Alors oui, il ne faut pas tout garder. Ce serait l'erreur la plus terrible, qui justifierait qu'on balance tout sans discernement au bout d'un moment, par sclérose et ras le bol. Il ne s'agit pas de tout muséifier, et de conserver dans le formol sans possibilité de rentrer dans le décor, en le faisant évoluer.
Dans tout patrimoine, il faut savoir détecter ce qui a du sens, de la valeur (et pas seulement marchande, mais également ce qui représente un patrimoine au sens repère collectif, signal, éléments distinctif d'un quartier, d'un lieu, ou qui est inscrit dans la mémoire collective sans pour autant être un chef d’œuvre d'architecture ou de construction, etc...)
Cette phase d'analyse, d'archéologie presque, qui peut aussi passer par des échanges avec d'anciens utilisateurs, est nécessaire pour pouvoir "trier" et faire la part des choses.
Oui, on peut utiliser avec subtilité et nuance des éléments de patrimoine pour leur faire prendre un nouvel axe, une nouvelle utilité, un nouvel usage, et surtout, leur permettre de donner une image qui a du sens, et du contenu. Donner à voir (en quelque sorte) quelque chose d'important qui rattache à hier, sans pour autant se complaire dans la nostalgie et le passéisme.
Un truc pas froid et impersonnel, quoi.
Genre 33 à 60 étages tous pareils...
Le problème, c'est qu'on a très peu de concepteurs (et en particulier des architectes) disposés à s'intéresser à cette approche, qui n'est enseignée nulle part. On est très peu à appréhender cette dimension, et on travaille finalement sur les mêmes supports et dans un état d'esprit proche des explorateurs urbains (URBEX) qui investissent sans toucher les lieux en deshérence.
On est très peu en France, parce ce que ce ne serait "pas rentable" : on ne peut quasiment pas modéliser simplement et travailler ces éléments avec un PC...
Et c'est vrai aussi qu'entre faire rentrer une mini pelleteuse quelque part, qui va tout plier en tas en une 1/2 journée, et faire intervenir des entreprises pour démonter, découper, isoler, travailler à la petite cuillère et au ciseau à broder, il y a un prix différent en face.
Et ça, ne pas le prendre en compte, c'est aller dans le mur direct, et balancer son client avec.
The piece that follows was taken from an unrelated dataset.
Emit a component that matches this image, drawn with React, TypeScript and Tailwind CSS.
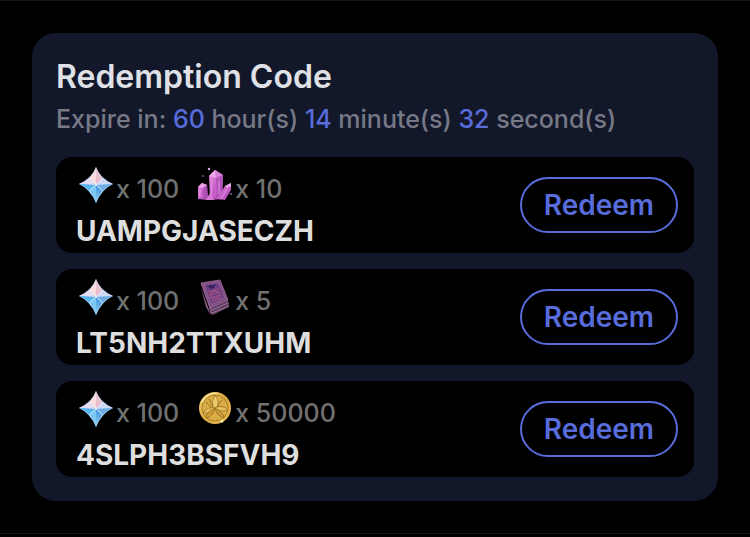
import { useEffect, useState } from 'react';
import type { ReactNode } from 'react';

type Reward = {
  icon: ReactNode;
  amount: number;
};

type Redemption = {
  code: string;
  rewards: Reward[];
};

function PrimogemIcon() {
  return (
    <svg viewBox="-2 -1 40 40" className="size-10 shrink-0" aria-hidden="true">
      <defs>
        <linearGradient id="gem-top" x1="0" y1="0" x2="0" y2="1">
          <stop offset="0" stopColor="#f3cdd6" />
          <stop offset="1" stopColor="#e6b9d0" />
        </linearGradient>
        <linearGradient id="gem-bottom" x1="0" y1="0" x2="0" y2="1">
          <stop offset="0" stopColor="#3c8fdc" />
          <stop offset="1" stopColor="#9bd6f5" />
        </linearGradient>
      </defs>
      <path d="M18 1Q22 12 35 18Q24 23 18 37Q12 23 1 18Q14 12 18 1Z" fill="#a9cdf2" />
      <path d="M18 1Q20 8 25 12L18 19Z" fill="url(#gem-top)" />
      <path d="M18 1Q16 8 11 12L18 19Z" fill="#f7dfe0" />
      <path d="M11 12Q7 16 1 18L18 19Z" fill="#e3dcf0" />
      <path d="M25 12Q29 16 35 18L18 19Z" fill="#cfd9f5" />
      <path d="M1 18Q7 20 11 25L18 19Z" fill="#56b4f0" />
      <path d="M35 18Q29 20 25 25L18 19Z" fill="#6face6" />
      <path d="M11 25Q16 29 18 37L18 19Z" fill="#7cc8f5" />
      <path d="M25 25Q20 29 18 37L18 19Z" fill="url(#gem-bottom)" />
      <path d="M11 12L18 19L25 12M11 25L18 19L25 25" fill="none" stroke="#e9f2ff" strokeWidth="0.8" />
    </svg>
  );
}

function CrystalIcon() {
  return (
    <svg viewBox="-2 -1 40 40" className="size-10 shrink-0" aria-hidden="true">
      <defs>
        <linearGradient id="crystal" x1="0" y1="0" x2="1" y2="1">
          <stop offset="0" stopColor="#e58be0" />
          <stop offset="0.5" stopColor="#cb62cb" />
          <stop offset="1" stopColor="#a848b0" />
        </linearGradient>
      </defs>
      <path d="M12 10L18 4L26 9L25 33L13 34Z" fill="url(#crystal)" />
      <path d="M12 10L18 4L19 12Z" fill="#efa6ea" />
      <path d="M18 4L26 9L19 12Z" fill="#d880d9" />
      <path d="M19 12L26 9L25 33L20 33Z" fill="#b252ba" />
      <path d="M15 13L14 30M22 15V28" stroke="#e593e1" strokeWidth="1" />
      <path d="M1 21L5 17L10 19L11 34L1 33Z" fill="url(#crystal)" />
      <path d="M1 21L5 17L10 19L6 22Z" fill="#eba2e6" />
      <path d="M6 22L10 19L11 34L7 33Z" fill="#ac52b4" />
      <path d="M3 24V31" stroke="#eaa5e6" strokeWidth="1" />
      <path d="M34 17L34 24L28 34L20 33L28 20Z" fill="url(#crystal)" />
      <path d="M34 17L28 20L30 22L34 20Z" fill="#eda5ea" />
      <path d="M30 23L24 33" stroke="#e393df" strokeWidth="1" />
      <path d="M9 34L13 27L17 34Z" fill="#d877d5" />
      <circle cx="12" cy="3" r="1.2" fill="#d8aee6" />
      <circle cx="6" cy="10" r="0.9" fill="#8f60a5" />
      <circle cx="34" cy="28" r="0.9" fill="#a973b8" />
    </svg>
  );
}

function BookIcon() {
  return (
    <svg viewBox="-2 -1 40 40" className="size-10 shrink-0" aria-hidden="true">
      <path d="M4 6L12 29L13 36L16 37L32 29L32 25L29 18Z" fill="#5f3d62" />
      <path d="M4 10L12 32L13 36L9 29Z" fill="#8d6385" />
      <path d="M12 30L15 32L31 25M13 33L15 35L32 28" fill="none" stroke="#a17b9d" strokeWidth="0.9" />
      <path d="M4 5L23 2L31 22L13 30Z" fill="#7d4d84" stroke="#a06b9a" strokeWidth="0.8" />
      <path d="M7 7L21 4L28 20L14 27Z" fill="#6d4085" stroke="#a4688c" strokeWidth="0.7" />
      <path d="M9 7L12 8L14 6L15 8L19 6L17 10L14 11Z" fill="#33205f" />
      <path d="M11 14L22 11M12 17L23 14M13 20L25 17M15 23L25 20" stroke="#b5547c" strokeWidth="1.1" strokeDasharray="2 1" />
      <circle cx="18" cy="17" r="4" fill="none" stroke="#b5587e" strokeWidth="0.7" />
    </svg>
  );
}

function MoraIcon() {
  return (
    <svg viewBox="-2 -1 40 40" className="size-10 shrink-0" aria-hidden="true">
      <defs>
        <linearGradient id="coin" x1="0" y1="0" x2="1" y2="1">
          <stop offset="0" stopColor="#f3d778" />
          <stop offset="0.5" stopColor="#dba93e" />
          <stop offset="1" stopColor="#e9bd52" />
        </linearGradient>
      </defs>
      <circle cx="18" cy="18" r="16" fill="url(#coin)" />
      <circle cx="18" cy="18" r="13" fill="#d9ac45" stroke="#9d7125" strokeWidth="0.8" />
      <path d="M18 5Q23 11 20 18L16 18Q14 11 18 5Z" fill="#ebcb69" stroke="#99702a" strokeWidth="0.7" />
      <path d="M9 12Q12 16 16 18M12 9Q14 13 16 16M25 10Q22 13 20 17" fill="none" stroke="#8f661e" strokeWidth="0.9" />
      <path d="M6 23Q11 16 18 18Q14 24 6 23ZM31 20Q25 14 18 18Q23 23 31 20Z" fill="#e6c05c" stroke="#94681f" strokeWidth="0.7" />
      <path d="M18 18Q9 22 9 28Q16 27 18 18ZM18 18Q27 23 27 28Q20 26 18 18Z" fill="#cd9b38" stroke="#94681f" strokeWidth="0.7" />
      <path d="M5 12Q10 3 20 3" fill="none" stroke="#fbe9a4" strokeWidth="1.2" strokeLinecap="round" />
      <circle cx="25" cy="31" r="1.5" fill="#fff0ac" />
    </svg>
  );
}

const redemptions: Redemption[] = [
  {
    code: 'UAMPGJASECZH',
    rewards: [
      { icon: <PrimogemIcon />, amount: 100 },
      { icon: <CrystalIcon />, amount: 10 },
    ],
  },
  {
    code: 'LT5NH2TTXUHM',
    rewards: [
      { icon: <PrimogemIcon />, amount: 100 },
      { icon: <BookIcon />, amount: 5 },
    ],
  },
  {
    code: '4SLPH3BSFVH9',
    rewards: [
      { icon: <PrimogemIcon />, amount: 100 },
      { icon: <MoraIcon />, amount: 50000 },
    ],
  },
];

const INITIAL_SECONDS = 60 * 3600 + 14 * 60 + 32;

function Countdown() {
  const [left, setLeft] = useState(INITIAL_SECONDS);

  useEffect(() => {
    // refresh once a minute
    const timer = setInterval(() => setLeft((s) => Math.max(0, s - 60)), 60000);
    return () => clearInterval(timer);
  }, []);

  return (
    <p className="mt-1.5 text-[25px] leading-8 font-medium text-[#777987]">
      Expire in: <span className="text-[#586cdb]">{Math.floor(left / 3600)}</span> hour(s){' '}
      <span className="text-[#586cdb]">{Math.floor((left % 3600) / 60)}</span> minute(s){' '}
      <span className="text-[#586cdb]">{left % 60}</span> second(s)
    </p>
  );
}

export default function App() {
  return (
    <div className="min-h-screen bg-black font-['Inter',sans-serif]">
      <main className="border-y border-[#151515] p-8">
        <section className="rounded-3xl bg-[#12172a] p-6">
          <h1 className="text-[32px] leading-10 font-semibold text-[#dfe1e6]">Redemption Code</h1>
          <Countdown />

          <ul className="mt-5.5 flex flex-col gap-4">
            {redemptions.map((item) => (
              <li
                key={item.code}
                className="flex items-center justify-between rounded-2xl bg-black pr-4 pl-5"
              >
                <div className="pt-2 pb-1">
                  <div className="flex gap-4">
                    {item.rewards.map((reward) => (
                      <div key={reward.amount} className="flex items-end">
                        {reward.icon}
                        <span className="text-[25px] leading-8 font-medium text-[#707070]">
                          x {reward.amount}
                        </span>
                      </div>
                    ))}
                  </div>
                  <p className="mt-2 text-[28px] leading-9 font-bold text-[#dedede]">{item.code}</p>
                </div>
                <button
                  type="button"
                  className="h-14 rounded-full border-2 border-[#586cdb] px-[22px] text-[28px] font-semibold text-[#586cdb]"
                >
                  Redeem
                </button>
              </li>
            ))}
          </ul>
        </section>
      </main>
    </div>
  );
}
Il faut donc ajuster au plus pertinent entre les divers paramètres...
Alors pour les prisons de Lyon, on a en plus un aspect important, mais qui n'est pas pris en compte ou quasiment pas : le vécu du lieu, son histoire. Parce qu'on a quand même une sorte d'imprégnation des murs avec des histoires bien compliquées, des comportements lourds ; on sent bien que le lieu n'est pas paisible.
Donc que faire ? L'architecture est en elle même très typée : le plan rayonnant est une curiosité en soit, les procédés constructifs mis en œuvre ainsi que les matériaux (pierre dorée, pierre de Hauteville, et probablement aussi de St Paul 3 Chateaux pour certaines pièces) sont de grande qualité. L'usage qui en a été fait, et l'entretien (ou son absence d'entretien) a conduit à un aspect dégradé et repoussant selon nos critères et nos habitudes.
Cependant, il faut regarder au delà de la crasse, de la décrépitude, des éraflures, emplâtres et rapetassages divers et considérer la volumétrie potentielle. Ce qui a été fait, apparemment.
Après, dans le cadre du projet, il y a nécessairement un cahier des charges à faire rentrer dans l'existant. Et la démarche est très différente de la conception d'un projet ex nihilo sur un terrain plan, vierge, et dépourvu de contraintes.
Les outils à disposition des concepteurs aujourd'hui, sont quasiment tous basés sur la logique d'imbrications de parallélépipèdes ; tous les logiciels gèrent parfaitement bien les intersections, les raccords, et toutes les interfaces... entre objets perpendiculaires. Et ce, très rapidement...
Dès qu'on sort de la perpendiculaire, cela prend plus de temps... et c'est aussi un poil plus compliqué. Donc, cela s'éloigne aussi des impératifs de rentabilité assignés à chaque projet : aucune agence n'a la possibilité aujourd'hui de faire des projets "pour la gloire", en clair des projets qui ne financent pas les frais de fonctionnement et la paye du personnel.
Voila voila, ces quelques réflexions à l'emporte pièce, en attendant un truc plus complet ...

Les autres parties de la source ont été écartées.